I've tried out FreeBSD on the following hardware:

I've had the most luck with the Raspberry Pi 3 though. The KVM machine would hang infinitely after the install process waiting for the mail service to do a DNS probe of its own hostname (I do not host automagic FQDNS for my vms). I'm pretty sure I was doing something wrong there but I wasn't able to figure out what I needed to do in order to disable the DNS probe blocking startup.

Mara

If you know what we were doing wrong here, please feel free to contact us with the thing we messed up.

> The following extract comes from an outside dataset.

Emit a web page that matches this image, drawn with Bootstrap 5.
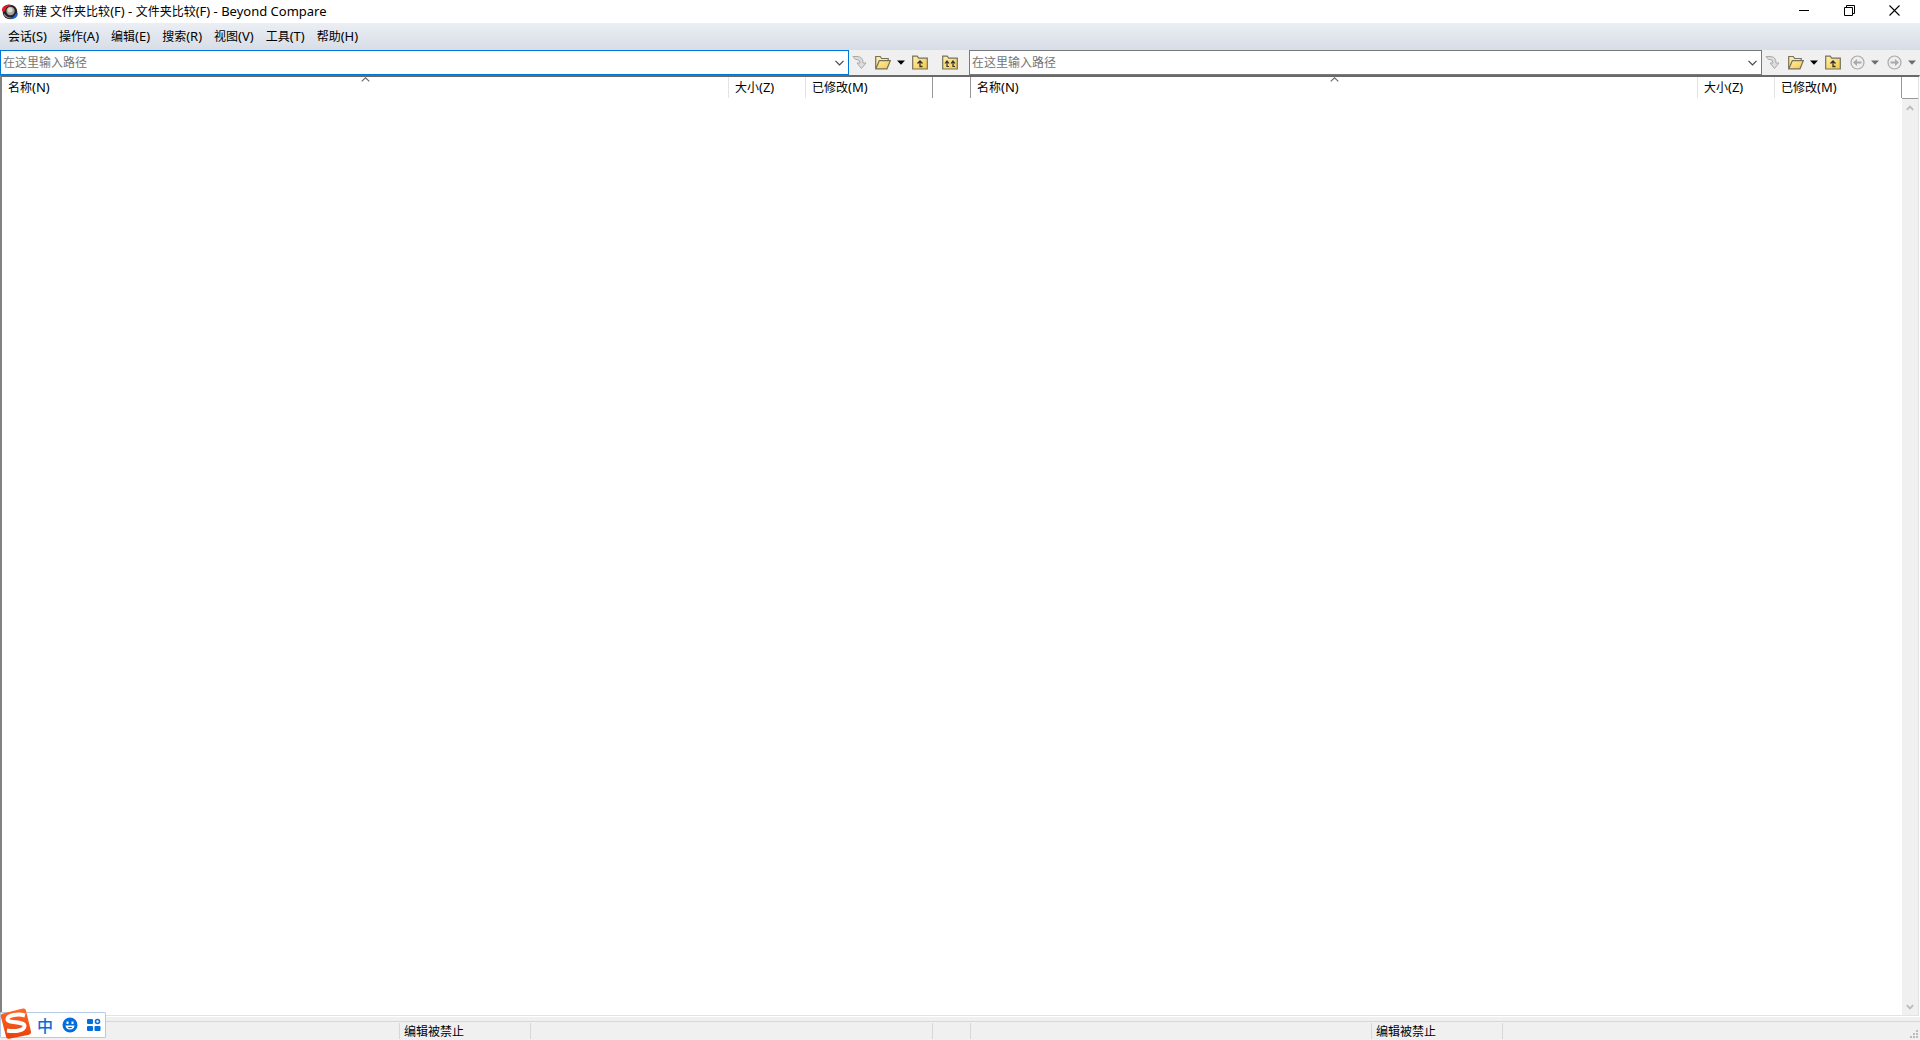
<!DOCTYPE html>
<html lang="zh-CN">
<head>
<meta charset="utf-8">
<meta name="viewport" content="width=device-width, initial-scale=1">
<title>新建 文件夹比较(F) - 文件夹比较(F) - Beyond Compare</title>
<link href="https://cdn.jsdelivr.net/npm/bootstrap@5.3.0/dist/css/bootstrap.min.css" rel="stylesheet">
<style>
body { font-family: "Noto Sans", "Noto Sans CJK SC", sans-serif; font-size: 12px; line-height: 16px; color: #000; background: #f0f0f0; }
button { border: 0; background: transparent; padding: 0; color: inherit; }
svg { display: block; }
.latin { font-size: 13px; }
.titlebar { height: 23px; background: #fff; padding-right: 3px; }
.app-title { font-size: 12px; line-height: 22px; font-weight: 400; }
.win-btn { width: 45px; height: 20px; display: flex; align-items: center; justify-content: center; }
.menubar { height: 27px; padding-left: 8px; gap: 12px; background: linear-gradient(#ebeff4, #d7dde7); }
.menubar a { color: #000; text-decoration: none; line-height: 27px; }
.split { display: grid; grid-template-columns: 969fr 951fr; }
.tools { height: 25px; }
.combo { background: #fff; border: 1px solid #7a7a7a; height: 25px; }
.active-path { border-color: #0078d7; }
.combo input { border: 0; outline: 0; padding: 0 0 0 2px; background: transparent; line-height: 16px; }
.combo input::placeholder { color: #757575; opacity: 1; }
.combo button { width: 17px; display: flex; align-items: center; justify-content: center; }
.tool-set { width: 120px; padding-left: 2px; }
.tool-set.wide-set { width: 158px; }
.tool { height: 24px; display: flex; align-items: center; justify-content: center; flex: none; width: 16px; }
.tool.caret { width: 8px; margin-left: 6px; }
.tool.caret + .tool { margin-left: 7px; }
.tool.both { margin-left: 14px; }
.caret.idle { color: #6d6d6d; }
.compare { grid-template-columns: 968fr 948fr; border: solid; border-width: 2px 1px 1px 2px; border-color: #696969 #fff #fff #828282; box-shadow: inset -1px -1px #e3e3e3; background: #fff; padding: 0 1px 1px 0; }
.pane-left { position: relative; padding-right: 37px; }
.pane-right { position: relative; padding-right: 16px; }
.cols { table-layout: fixed; width: 100%; border-collapse: separate; border-spacing: 0; }
.cols th { position: relative; height: 21px; font-weight: 400; line-height: 21px; padding: 0 0 0 6px; border-right: 1px solid #e3e3e3; vertical-align: top; }
.cols th:last-child { border-right-color: #989898; }
.pane-right .cols { border-left: 1px solid #989898; }
.cols .size-col { width: 77px; }
.cols .date-col { width: 127px; }
.sort { position: absolute; top: 0; left: 50%; margin-left: -4px; }
.scroll-track { position: absolute; right: 0; top: 0; bottom: 0; width: 16px; background: #f0f0f0; }
.scroll-head { height: 22px; background: #fff; border-bottom: 1px solid #989898; }
.scroll-track button { width: 16px; height: 17px; display: flex; align-items: center; justify-content: center; }
.statusbar { height: 19px; margin-top: 4px; border-top: 1px solid #d7d7d7; padding-top: 1px; display: grid; grid-template-columns: 400fr 131px 402fr 38px 401fr 131px 417fr; }
.statusbar > div { border-right: 1px solid #d7d7d7; padding-left: 4px; height: 16px; line-height: 18px; }
.statusbar > div:last-child { border: 0; }
.grip { position: absolute; right: 2px; bottom: 2px; }
.ime { position: absolute; left: 0; bottom: 2px; width: 106px; height: 26px; background: #fff; border: 1px solid #b5cbe5; border-radius: 1px; padding-left: 36px; gap: 9px; color: #006fdb; }
.ime-logo { position: absolute; left: -1px; bottom: -2px; }
.ime-mode { font-size: 16px; line-height: 24px; font-weight: 500; width: 16px; font-family: "Noto Sans CJK SC", sans-serif; }
</style>
<script src="https://cdn.jsdelivr.net/npm/bootstrap@5.3.0/dist/js/bootstrap.bundle.min.js"></script>
</head>
<body>
<svg width="0" height="0" class="position-absolute" aria-hidden="true">
  <defs>
    <linearGradient id="gold" x1="0" y1="0" x2="1" y2="1"><stop offset="0" stop-color="#fff0ad"/><stop offset="1" stop-color="#f4c744"/></linearGradient>
    <linearGradient id="orange" x1="0" y1="0" x2="0" y2="1"><stop offset="0" stop-color="#ff6a26"/><stop offset="1" stop-color="#e8410b"/></linearGradient>
    <symbol id="i-chev" viewBox="0 0 9 6"><path d="M.5 .8 4.5 4.8 8.5 .8" fill="none" stroke="#444" stroke-width="1.2"/></symbol>
    <symbol id="i-go" viewBox="0 0 15 15"><path d="M1 1.500h4q6 0 6 6.500h3l-4.500 5.500L5 8h3q0-3.500-3-3.500H3.500z" fill="#ddd" stroke="#aaa"/></symbol>
    <symbol id="i-open" viewBox="0 0 16 15"><path d="M.7 13.500V1.500h4.500l1.500 2h6.500v2.500" fill="#ffeaa0" stroke="#77705d" stroke-width="1.200"/><path d="M.8 13.800 4.300 5.700h11l-3.300 8.100z" fill="url(#gold)" stroke="#77705d" stroke-width="1.200"/></symbol>
    <symbol id="i-folder" viewBox="0 0 16 15"><path d="M.7 14V1.200h4.500l1.500 2h8.600V14z" fill="url(#gold)" stroke="#77705d" stroke-width="1.200"/></symbol>
    <symbol id="i-caret" viewBox="0 0 8 5"><path d="M0 .5h8L4 4.700z" fill="currentColor"/></symbol>
    <symbol id="i-back" viewBox="0 0 15 15"><circle cx="7.500" cy="7.500" r="6.500" fill="#eee" stroke="#aaa" stroke-width="1.200"/><path d="M3 7.500 7 4v2.500h4.500v2H7V11z" fill="#aaa"/></symbol>
    <symbol id="i-sort" viewBox="0 0 9 5"><path d="M.7 4.300 4.500 .8 8.300 4.300" fill="none" stroke="#666" stroke-width="1.100"/></symbol>
  </defs>
</svg>

<div class="min-vh-100 d-flex flex-column position-relative overflow-hidden">
  <header class="titlebar d-flex">
    <svg class="mt-1 me-1 flex-shrink-0" width="19" height="16" viewBox="0 0 19 16">
      <circle cx="10" cy="8" r="7.300" fill="#242327"/>
      <path d="M2 7Q1.500 3 5 1.500L9 .3 11 2Q6 2 5.500 6L4 8z" fill="#db1c24"/>
      <path d="M18 9q0 3-2.500 5l-3.500 1.300-1.500-1.300q4-1 4.500-4z" fill="#1663dc"/>
      <circle cx="10.500" cy="7" r="4.200" fill="#aaa59d"/><circle cx="10" cy="6" r="2.500" fill="#dedbd1"/>
      <path d="M4 10q2 4 7 4" fill="none" stroke="#888" stroke-width="1.200"/>
    </svg>
    <h1 class="app-title m-0 flex-grow-1">新建 文件夹比较<span class="latin">(F) - </span>文件夹比较<span class="latin">(F) - Beyond Compare</span></h1>
    <div class="d-flex">
      <button class="win-btn" aria-label="最小化"><svg width="11" height="11"><path d="M0 5.500h10" stroke="#000"/></svg></button>
      <button class="win-btn" aria-label="还原"><svg width="11" height="11" fill="none" stroke="#000"><path d="M.5 2.500h8v8h-8zM2.500 2.500v-2h8v8h-2"/></svg></button>
      <button class="win-btn" aria-label="关闭"><svg width="11" height="11"><path d="M.5.500l10 10M10.500.500l-10 10" stroke="#000" stroke-width="1.100"/></svg></button>
    </div>
  </header>

  <nav class="menubar d-flex" aria-label="主菜单">
    <a href="#">会话<span class="latin">(S)</span></a><a href="#">操作<span class="latin">(A)</span></a><a href="#">编辑<span class="latin">(E)</span></a><a href="#">搜索<span class="latin">(R)</span></a><a href="#">视图<span class="latin">(V)</span></a><a href="#">工具<span class="latin">(T)</span></a><a href="#">帮助<span class="latin">(H)</span></a>
  </nav>

  <div class="split">
    <div class="tools d-flex">
      <div class="combo active-path d-flex flex-grow-1"><input class="flex-grow-1" type="text" placeholder="在这里输入路径" aria-label="左侧路径"><button aria-label="左侧历史路径"><svg width="9" height="6"><use href="#i-chev"/></svg></button></div>
      <div class="tool-set d-flex">
        <button class="tool" aria-label="转到"><svg width="15" height="15"><use href="#i-go"/></svg></button>
        <button class="tool ms-2" aria-label="浏览文件夹"><svg width="16" height="15"><use href="#i-open"/></svg></button>
        <button class="tool caret" aria-label="浏览选项"><svg width="8" height="5"><use href="#i-caret"/></svg></button>
        <button class="tool" aria-label="上一级"><svg width="16" height="15"><use href="#i-folder"/><path d="M8 6v5.500h2.500M5.500 8.500 8 6l2.500 2.500" fill="none" stroke="#333" stroke-width="1.300"/></svg></button>
        <button class="tool both" aria-label="两侧上一级"><svg width="16" height="15"><use href="#i-folder"/><path d="M5 6v5.500h2M3 8.500 5 6l2 2.500M11 6v5.500h2M9 8.500 11 6l2 2.500" fill="none" stroke="#333" stroke-width="1.200"/></svg></button>
      </div>
    </div>
    <div class="tools d-flex">
      <div class="combo d-flex flex-grow-1"><input class="flex-grow-1" type="text" placeholder="在这里输入路径" aria-label="右侧路径"><button aria-label="右侧历史路径"><svg width="9" height="6"><use href="#i-chev"/></svg></button></div>
      <div class="tool-set wide-set d-flex">
        <button class="tool" aria-label="转到"><svg width="15" height="15"><use href="#i-go"/></svg></button>
        <button class="tool ms-2" aria-label="浏览文件夹"><svg width="16" height="15"><use href="#i-open"/></svg></button>
        <button class="tool caret" aria-label="浏览选项"><svg width="8" height="5"><use href="#i-caret"/></svg></button>
        <button class="tool" aria-label="上一级"><svg width="16" height="15"><use href="#i-folder"/><path d="M8 6v5.500h2.500M5.500 8.500 8 6l2.500 2.500" fill="none" stroke="#333" stroke-width="1.300"/></svg></button>
        <button class="tool ms-2" aria-label="后退"><svg width="15" height="15"><use href="#i-back"/></svg></button>
        <button class="tool caret idle" aria-label="后退历史"><svg width="8" height="5"><use href="#i-caret"/></svg></button>
        <button class="tool" aria-label="前进"><svg width="15" height="15"><g transform="translate(15 0) scale(-1 1)"><use href="#i-back"/></g></svg></button>
        <button class="tool caret idle" aria-label="前进历史"><svg width="8" height="5"><use href="#i-caret"/></svg></button>
      </div>
    </div>
  </div>

  <main class="compare split flex-grow-1">
    <section class="pane-left">
      <table class="cols"><thead><tr>
        <th scope="col">名称<span class="latin">(N)</span><svg class="sort" width="9" height="5"><use href="#i-sort"/></svg></th><th scope="col" class="size-col">大小<span class="latin">(Z)</span></th><th scope="col" class="date-col">已修改<span class="latin">(M)</span></th>
      </tr></thead></table>
    </section>
    <section class="pane-right">
      <table class="cols"><thead><tr>
        <th scope="col">名称<span class="latin">(N)</span><svg class="sort" width="9" height="5"><use href="#i-sort"/></svg></th><th scope="col" class="size-col">大小<span class="latin">(Z)</span></th><th scope="col" class="date-col">已修改<span class="latin">(M)</span></th>
      </tr></thead></table>
      <div class="scroll-track d-flex flex-column">
        <div class="scroll-head"></div>
        <button aria-label="向上滚动"><svg width="8" height="6" viewBox="0 0 8 6"><path d="M.8 4.800 4 1.500l3.200 3.300" fill="none" stroke="#bbb" stroke-width="1.800"/></svg></button>
        <button class="mt-auto" aria-label="向下滚动"><svg width="8" height="6" viewBox="0 0 8 6"><path d="M.8 1.200 4 4.500l3.200-3.300" fill="none" stroke="#bbb" stroke-width="1.800"/></svg></button>
      </div>
    </section>
  </main>

  <footer class="statusbar"><div></div><div>编辑被禁止</div><div></div><div></div><div></div><div>编辑被禁止</div><div></div></footer>
  <svg class="grip" width="8" height="8" fill="#bbb"><path d="M6 0h2v2H6zM3 3h2v2H3zM6 3h2v2H6zM0 6h2v2H0zM3 6h2v2H3zM6 6h2v2H6z"/></svg>

  <div class="ime d-flex align-items-center">
    <svg class="ime-logo" width="32" height="31" viewBox="0 0 32 31">
      <path d="M3 5.500 23 .5q2.500-.5 3 2l5 21q.5 2.500-2 3.200l-20 4Q6.500 31.200 6 28.500L.8 8.500Q.3 6 3 5.500z" fill="url(#orange)"/>
      <path d="M25 7.500C18 5.500 8 7 7.500 11c-.5 4.500 17 2 17 7 0 4.500-9 6-17.500 4.500" fill="none" stroke="#fff" stroke-width="4"/>
    </svg>
    <button class="ime-mode" aria-label="中文输入">中</button>
    <button aria-label="表情"><svg width="16" height="16"><circle cx="8" cy="8" r="7.500" fill="#006fdb"/><path d="M4.500 4.500h2v2.500h-2zM9.500 4.500h2v2.500h-2z" fill="#fff"/><path d="M3.500 8.500h9q-.5 4-4.500 4t-4.500-4z" fill="#fff"/><path d="M5.500 10h5q-1 1.300-2.500 1.300T5.500 10z" fill="#006fdb"/></svg></button>
    <button aria-label="工具箱"><svg width="14" height="14" fill="#006fdb"><rect x="0" y="1" width="6" height="5" rx="1"/><circle cx="10.500" cy="3.500" r="2" fill="none" stroke="#006fdb" stroke-width="1.600"/><rect x="0" y="8" width="6" height="5" rx="1"/><rect x="7.500" y="8" width="6" height="5" rx="1"/></svg></button>
  </div>
</div>
</body>
</html>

After waiting for about 5 minutes I gave up and decided to try out the Raspberry Pi 4. The Raspberry Pi 4 is the most powerful arm board I own. It has 4 GB of ram and a quad core processor that is way more than sufficient for my needs. I was hoping to use FreeBSD on that machine so I could benefit from the hardware the most. Following the instructions on the wiki page, I downloaded the 12.2 RPI image and flashed it to an SD card using Etcher. I put the SD card in, turned the raspi on and then waited for it to show up on the network.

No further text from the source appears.